### Data lines

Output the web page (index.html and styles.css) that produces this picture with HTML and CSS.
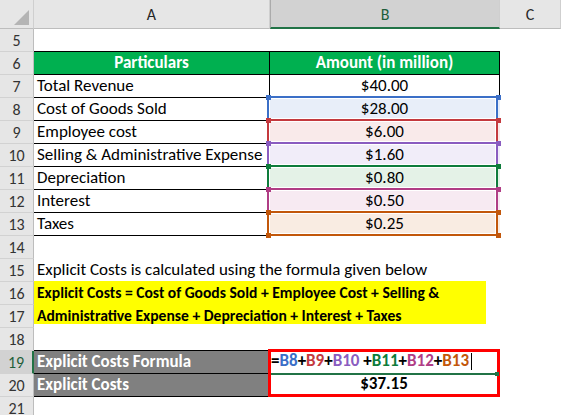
FILE: index.html
```html
<!DOCTYPE html>
<html>
<head>
<meta charset="utf-8">
<link rel="stylesheet" href="styles.css">
</head>
<body>
<div class="sheet">
  <div class="corner"><span class="tri"></span></div><div class="ch">A</div><div class="ch sel">B</div><div class="ch">C</div>

  <div class="rh">5</div><div class="c tb"></div><div class="c tb"></div><div class="c"></div>
  <div class="rh">6</div><div class="c t th">Particulars</div><div class="c t th">Amount (in million)</div><div class="c"></div>
  <div class="rh">7</div><div class="c t">Total Revenue</div><div class="c t num">$40.00</div><div class="c"></div>
  <div class="rh">8</div><div class="c t">Cost of Goods Sold</div><div class="c t num ref blue">$28.00</div><div class="c"></div>
  <div class="rh">9</div><div class="c t">Employee cost</div><div class="c t num ref red">$6.00</div><div class="c"></div>
  <div class="rh">10</div><div class="c t">Selling &amp; Administrative Expense</div><div class="c t num ref purple">$1.60</div><div class="c"></div>
  <div class="rh">11</div><div class="c t">Depreciation</div><div class="c t num ref green">$0.80</div><div class="c"></div>
  <div class="rh">12</div><div class="c t">Interest</div><div class="c t num ref magenta">$0.50</div><div class="c"></div>
  <div class="rh">13</div><div class="c t">Taxes</div><div class="c t num ref orange">$0.25</div><div class="c"></div>
  <div class="rh">14</div><div class="c"></div><div class="c"></div><div class="c"></div>
  <div class="rh">15</div><div class="c">Explicit Costs is calculated using the formula given below</div><div class="c"></div><div class="c"></div>
  <div class="rh">16</div>
  <div class="note"><div class="yellow"><div class="ytext">Explicit Costs = Cost of Goods Sold + Employee Cost + Selling &amp;<br>Administrative Expense + Depreciation + Interest + Taxes</div></div></div>
  <div class="c"></div>
  <div class="rh">17</div><div class="c"></div>
  <div class="rh">18</div><div class="c tb"></div><div class="c"></div><div class="c"></div>
  <div class="rh sel">19</div><div class="c t grey">Explicit Costs Formula</div>
  <div class="rng">
    <div class="formula"><span class="k">=</span><span class="f-blue">B8</span><span class="k">+</span><span class="f-red">B9</span><span class="k">+</span><span class="f-purple">B10</span> <span class="k">+</span><span class="f-green">B11</span><span class="k">+</span><span class="f-magenta">B12</span><span class="k">+</span><span class="f-orange">B13</span><span class="cursor"></span></div>
    <div class="active"></div>
    <div class="result">$37.15</div>
  </div>
  <div class="c"></div>
  <div class="rh">20</div><div class="c t grey">Explicit Costs</div><div class="c"></div>
  <div class="rh">21</div><div class="c"></div><div class="c"></div><div class="c"></div>
</div>
</body>
</html>
```

FILE: styles.css
```css
html, body {
  margin: 0;
  padding: 0;
  background: #fff;
}
body {
  width: 561px;
  height: 415px;
  overflow: hidden;
  font-family: Carlito, Lato, "Liberation Sans", sans-serif;
  font-size: 17px;
  color: #000;
}
.sheet {
  display: grid;
  grid-template-columns: 34px 236px 230px 61px;
  grid-template-rows: 29px;
  grid-auto-rows: 23px;
}
.corner {
  background: #e6e6e6;
  border-right: 1px solid #cfcfcf;
  border-bottom: 1px solid #bdbdbd;
  box-sizing: border-box;
  position: relative;
}
.tri {
  position: absolute;
  right: 4px;
  bottom: 3px;
  width: 0;
  height: 0;
  border-left: 15px solid transparent;
  border-bottom: 15px solid #b4b4b4;
}
.ch {
  box-sizing: border-box;
  background: #e6e6e6;
  border-right: 1px solid #cfcfcf;
  border-bottom: 1px solid #bdbdbd;
  text-align: center;
  line-height: 30px;
  color: #262626;
  font-size: 16px;
}
.ch.sel {
  background: #d2d2d2;
  border-bottom: 2px solid #217346;
  border-left: 1px solid #ababab;
  color: #1e5e3a;
}
.rh {
  box-sizing: border-box;
  background: #e6e6e6;
  border-right: 1px solid #bdbdbd;
  border-bottom: 1px solid #d2d2d2;
  text-align: center;
  line-height: 23px;
  color: #333;
  font-size: 16px;
}
.rh.sel {
  background: #d2d2d2;
  border-right: 2px solid #217346;
  color: #1e5e3a;
}
.c {
  box-sizing: border-box;
  white-space: nowrap;
  line-height: 22px;
  padding: 0 3px;
}
.tb {
  border-bottom: 1px solid #000;
}
.t {
  border-right: 1px solid #000;
  border-bottom: 1px solid #000;
}
.th {
  background: #00b050;
  color: #fff;
  font-weight: bold;
  font-size: 17px;
  text-align: center;
}
.num {
  text-align: center;
}
.grey {
  background: #808080;
  color: #fff;
  font-weight: bold;
}
.ref {
  position: relative;
  background: var(--hf);
  border-right-color: transparent;
  border-bottom-color: transparent;
}
.ref::before {
  content: "";
  position: absolute;
  left: -3px;
  top: -2px;
  right: 1px;
  bottom: -1px;
  border: 2px solid var(--hc);
  box-shadow: inset 0 0 0 1px #fff;
}
.ref::after {
  content: "";
  position: absolute;
  left: -4px;
  top: -3px;
  width: 5px;
  height: 5px;
  background: var(--hc);
  box-shadow: 230px 0 0 var(--hc), 0 23px 0 var(--hc), 230px 23px 0 var(--hc);
}
.blue { --hc: #3b6fc7; --hf: #e8eef9; }
.red { --hc: #c4393e; --hf: #f9eaea; }
.purple { --hc: #8a5cc0; --hf: #f1edf9; }
.green { --hc: #0e7c3b; --hf: #e4f2e7; }
.magenta { --hc: #b03d85; --hf: #f7eaf2; }
.orange { --hc: #c2570a; --hf: #f9ece2; }

.note {
  grid-column: span 2;
  grid-row: span 2;
}
.yellow {
  margin-top: 3px;
  width: 452px;
  height: 43px;
  background: #ffff00;
  font-weight: bold;
  font-size: 15.6px;
}
.ytext {
  padding-left: 3px;
  line-height: 23px;
  margin-top: -4px;
  white-space: nowrap;
}
.rng {
  grid-row: span 2;
  margin: -2px 0 0 -2px;
  border: 3px solid #ff0000;
  display: flex;
  flex-direction: column;
  position: relative;
  font-weight: bold;
}
.formula {
  height: 21px;
  line-height: 18px;
  white-space: nowrap;
  padding-left: 0;
}
.k { color: #000; }
.f-blue { color: #3b6fc7; }
.f-red { color: #c4393e; }
.f-purple { color: #8a5cc0; }
.f-green { color: #0e7c3b; }
.f-magenta { color: #b03d85; }
.f-orange { color: #c2570a; }
.cursor {
  display: inline-block;
  width: 1px;
  height: 17px;
  background: #000;
  margin-left: 2px;
  vertical-align: -4px;
}
.active {
  height: 2px;
  background: #217346;
  margin-right: 1px;
  position: relative;
}
.active::after {
  content: "";
  position: absolute;
  right: -3px;
  top: -1px;
  width: 4px;
  height: 4px;
  background: #217346;
}
.result {
  flex: 1;
  text-align: center;
  line-height: 18px;
}
```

######

### What the task requires
Using the listing above, return all lines where the word "styles" occurs.

### Complete output
Output the web page (index.html and styles.css) that produces this picture with HTML and CSS.
<link rel="stylesheet" href="styles.css">
FILE: styles.css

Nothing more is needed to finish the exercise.